**Dataset items**
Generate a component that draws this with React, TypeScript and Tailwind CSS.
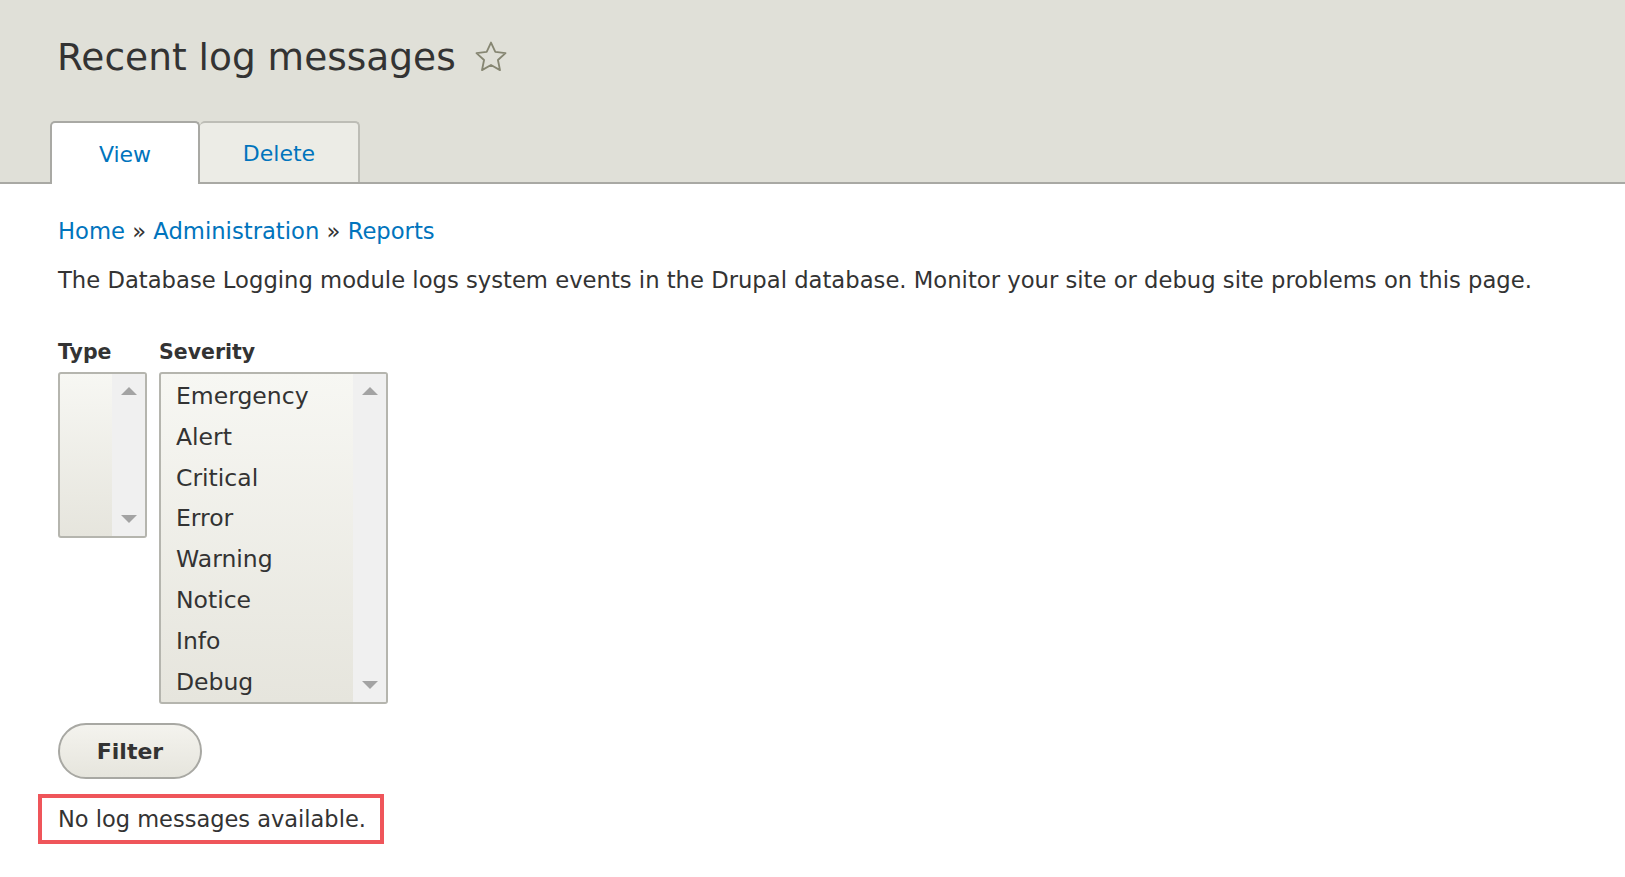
const font = { fontFamily: '"DejaVu Sans", "Liberation Sans", sans-serif' }

const severities = ["Emergency", "Alert", "Critical", "Error", "Warning", "Notice", "Info", "Debug"]

function Scrollbar() {
  return (
    <div className="flex w-[33px] shrink-0 flex-col items-center justify-between bg-[#f0f0f0] py-[13px]">
      <div className="h-0 w-0 border-x-[8px] border-b-[8px] border-x-transparent border-b-[#a3a3a3]" />
      <div className="h-0 w-0 border-x-[8px] border-t-[8px] border-x-transparent border-t-[#a3a3a3]" />
    </div>
  )
}

function StarIcon() {
  return (
    <svg width="34" height="34" viewBox="0 0 24 24" fill="none" stroke="#868672" strokeWidth="1.3" strokeLinejoin="round">
      <path d="M12 1.8l3.05 6.6 7.2.85-5.35 4.9 1.45 7.1L12 17.65 5.65 21.25l1.45-7.1L1.75 9.25l7.2-.85z" />
    </svg>
  )
}

export default function App() {
  return (
    <div className="min-h-screen bg-white text-[#333]" style={font}>
      <header className="border-b-2 border-[#a9a9a4] bg-[#e0e0d8]">
        <div className="flex items-center gap-[18px] pl-[57px] pt-[33px]">
          <h1 className="text-[37.5px] leading-[48px] font-normal text-[#333]">Recent log messages</h1>
          <StarIcon />
        </div>
        <nav className="mt-[40px] flex pl-[50px]">
          <a className="-mb-[2px] flex h-[63px] w-[150px] items-center justify-center rounded-t-[5px] border-x-2 border-t-2 border-[#a9a9a4] bg-white pt-[2px] text-[22px] text-[#0074bd]">
            View
          </a>
          <a className="flex h-[61px] w-[160px] items-center justify-center rounded-t-[5px] border-r-2 border-t-2 border-[#bdbdb6] bg-[#ecece6] pt-[2px] text-[22px] text-[#0074bd]">
            Delete
          </a>
        </nav>
      </header>

      <main className="pl-[58px]">
        <div className="mt-[31px] text-[22.7px] leading-[32px]">
          <a className="text-[#0074bd]">Home</a>
          <span> » </span>
          <a className="text-[#0074bd]">Administration</a>
          <span> » </span>
          <a className="text-[#0074bd]">Reports</a>
        </div>
        <p className="mt-[17px] text-[22.7px] leading-[32px]">
          The Database Logging module logs system events in the Drupal database. Monitor your site or debug site problems on this page.
        </p>

        <div className="mt-[40px] flex gap-[12px]">
          <div className="flex flex-col">
            <label className="text-[20.5px] font-bold leading-[32px]">Type</label>
            <div className="mt-[4px] flex h-[166px] w-[89px] overflow-hidden rounded-[3px] border-2 border-[#b5b5ae] bg-gradient-to-b from-[#f7f7f3] to-[#e6e5dd]">
              <div className="flex-1" />
              <Scrollbar />
            </div>
          </div>
          <div className="flex flex-col">
            <label className="text-[20.5px] font-bold leading-[32px]">Severity</label>
            <div className="mt-[4px] flex h-[332px] w-[229px] overflow-hidden rounded-[3px] border-2 border-[#b5b5ae] bg-gradient-to-b from-[#f7f7f3] to-[#e6e5dd]">
              <ul className="flex-1 pl-[15px] pt-[2px]">
                {severities.map((s) => (
                  <li key={s} className="text-[23.5px] leading-[40.8px]">
                    {s}
                  </li>
                ))}
              </ul>
              <Scrollbar />
            </div>
          </div>
        </div>

        <button className="mt-[19px] h-[56px] w-[144px] rounded-full border-2 border-[#a8a8a3] bg-gradient-to-b from-[#f4f3ee] to-[#e6e5dd] text-[22px] font-bold text-[#333]">
          Filter
        </button>
      </main>

      <div className="ml-[38px] mt-[15px] w-[346px] border-[4px] border-[#ef555a] py-[6px] pl-[16px] text-[22.5px] leading-[30px]">
        No log messages available.
      </div>
    </div>
  )
}
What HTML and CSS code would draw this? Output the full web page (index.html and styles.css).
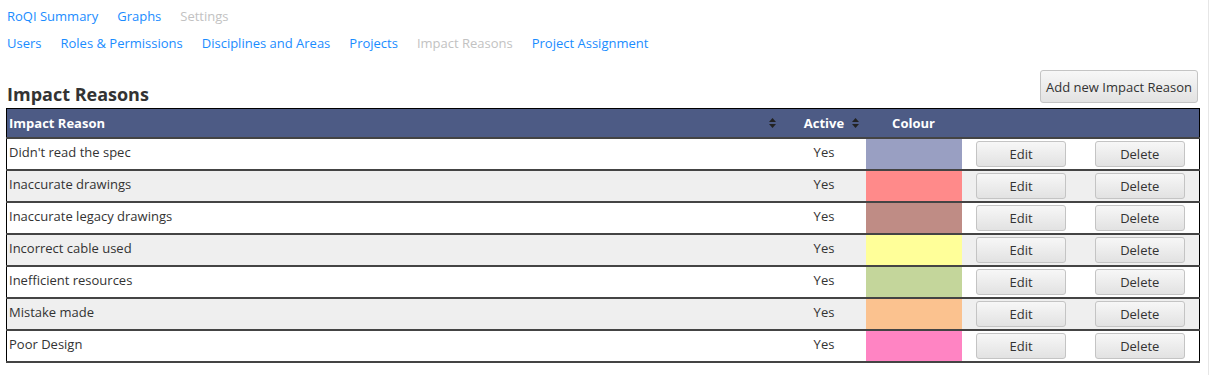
FILE: index.html
```html
<!DOCTYPE html>
<html>
<head>
<meta charset="utf-8">
<link rel="stylesheet" href="styles.css">
</head>
<body>
<div class="page">
  <nav class="nav">
    <a class="link" href="#">RoQI Summary</a>
    <a class="link" href="#">Graphs</a>
    <span class="link current">Settings</span>
  </nav>
  <nav class="nav">
    <a class="link" href="#">Users</a>
    <a class="link" href="#">Roles &amp; Permissions</a>
    <a class="link" href="#">Disciplines and Areas</a>
    <a class="link" href="#">Projects</a>
    <span class="link current">Impact Reasons</span>
    <a class="link" href="#">Project Assignment</a>
  </nav>
  <div class="titlebar">
    <h1 class="title">Impact Reasons</h1>
    <button class="btn btn-add">Add new Impact Reason</button>
  </div>
  <table class="grid">
    <colgroup>
      <col>
      <col class="c-active">
      <col class="c-colour">
      <col class="c-btn">
      <col class="c-btn">
    </colgroup>
    <thead>
      <tr>
        <th class="th-name">Impact Reason<span class="sort"><svg width="7" height="10" viewBox="0 0 7 10"><path d="M3.5 0 L7 4 L0 4 Z M0 6 L7 6 L3.5 10 Z" fill="#222"/></svg></span></th>
        <th class="th-center">Active<span class="sort"><svg width="7" height="10" viewBox="0 0 7 10"><path d="M3.5 0 L7 4 L0 4 Z M0 6 L7 6 L3.5 10 Z" fill="#222"/></svg></span></th>
        <th class="th-center">Colour</th>
        <th></th>
        <th></th>
      </tr>
    </thead>
    <tbody>
      <tr><td class="name">Didn't read the spec</td><td class="yes">Yes</td><td class="swatch" style="background:#999fc2"></td><td class="act"><button class="btn">Edit</button></td><td class="act"><button class="btn">Delete</button></td></tr>
      <tr class="alt"><td class="name">Inaccurate drawings</td><td class="yes">Yes</td><td class="swatch" style="background:#ff8a8a"></td><td class="act"><button class="btn">Edit</button></td><td class="act"><button class="btn">Delete</button></td></tr>
      <tr><td class="name">Inaccurate legacy drawings</td><td class="yes">Yes</td><td class="swatch" style="background:#bf8c85"></td><td class="act"><button class="btn">Edit</button></td><td class="act"><button class="btn">Delete</button></td></tr>
      <tr class="alt"><td class="name">Incorrect cable used</td><td class="yes">Yes</td><td class="swatch" style="background:#ffff99"></td><td class="act"><button class="btn">Edit</button></td><td class="act"><button class="btn">Delete</button></td></tr>
      <tr><td class="name">Inefficient resources</td><td class="yes">Yes</td><td class="swatch" style="background:#c4d69b"></td><td class="act"><button class="btn">Edit</button></td><td class="act"><button class="btn">Delete</button></td></tr>
      <tr class="alt"><td class="name">Mistake made</td><td class="yes">Yes</td><td class="swatch" style="background:#fbc28f"></td><td class="act"><button class="btn">Edit</button></td><td class="act"><button class="btn">Delete</button></td></tr>
      <tr><td class="name">Poor Design</td><td class="yes">Yes</td><td class="swatch" style="background:#ff84c3"></td><td class="act"><button class="btn">Edit</button></td><td class="act"><button class="btn">Delete</button></td></tr>
    </tbody>
  </table>
</div>
</body>
</html>
```

FILE: styles.css
```css
html, body {
  margin: 0;
  padding: 0;
  background: #fff;
}
body {
  font-family: "Open Sans", "Liberation Sans", sans-serif;
  font-size: 13px;
  color: #333;
  border-right: 1px solid #e6e6e6;
  min-height: 375px;
  box-sizing: border-box;
  width: 1209px;
}
.page {
  padding: 3px 11px 0 6px;
}
.nav {
  display: flex;
  gap: 19px;
  height: 27px;
  line-height: 27px;
  padding-left: 1px;
}
.link {
  color: #1a8cff;
  text-decoration: none;
}
.link.current {
  color: #c2c2c2;
}
.titlebar {
  display: flex;
  justify-content: space-between;
  align-items: flex-end;
  margin-top: 13px;
  padding-bottom: 5px;
}
.title {
  margin: 0;
  font-size: 18px;
  font-weight: bold;
  line-height: 22px;
  padding-left: 1px;
  margin-bottom: -2px;
  color: #333;
}
.btn {
  display: block;
  margin: 0 auto;
  font-family: "Open Sans", "Liberation Sans", sans-serif;
  font-size: 13px;
  line-height: 16px;
  color: #333;
  background: linear-gradient(#f7f7f7, #e2e2e2);
  border: 1px solid #c4c4c4;
  border-radius: 3px;
  padding: 0;
  width: 90px;
  height: 26px;
  cursor: pointer;
}
.btn-add {
  width: 158px;
  height: 33px;
  margin: 0 -1px 0 0;
}
.grid {
  width: 1194px;
  border-collapse: collapse;
  table-layout: fixed;
  border: 1px solid #000;
}
.c-active { width: 83px; }
.c-colour { width: 96px; }
.c-btn { width: 119px; }
.grid th {
  background: #4d5b85;
  color: #fff;
  font-weight: bold;
  height: 28px;
  padding: 0 2px;
  border-bottom: 2px solid #444;
  position: relative;
  text-align: left;
  line-height: 18px;
}
.grid th.th-center {
  text-align: center;
}
.sort {
  position: absolute;
  right: 7px;
  top: 9px;
  line-height: 0;
}
.grid td {
  height: 32px;
  padding: 0;
  border-bottom: 2px solid #444;
  vertical-align: middle;
  line-height: 18px;
  box-sizing: border-box;
}
.grid tr.alt td {
  background: #efefef;
}
.grid td.name {
  padding: 0 0 5px 2px;
}
.grid td.yes {
  text-align: center;
  padding-bottom: 5px;
}
.grid td.act {
  padding: 0;
}
```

**EXERCISE DESCRIPTION**
The lines to collect are those holding the string "this"; copy them all.

**FINAL RESULT**
Generate a component that draws this with React, TypeScript and Tailwind CSS.
          The Database Logging module logs system events in the Drupal database. Monitor your site or debug site problems on this page.
What HTML and CSS code would draw this? Output the full web page (index.html and styles.css).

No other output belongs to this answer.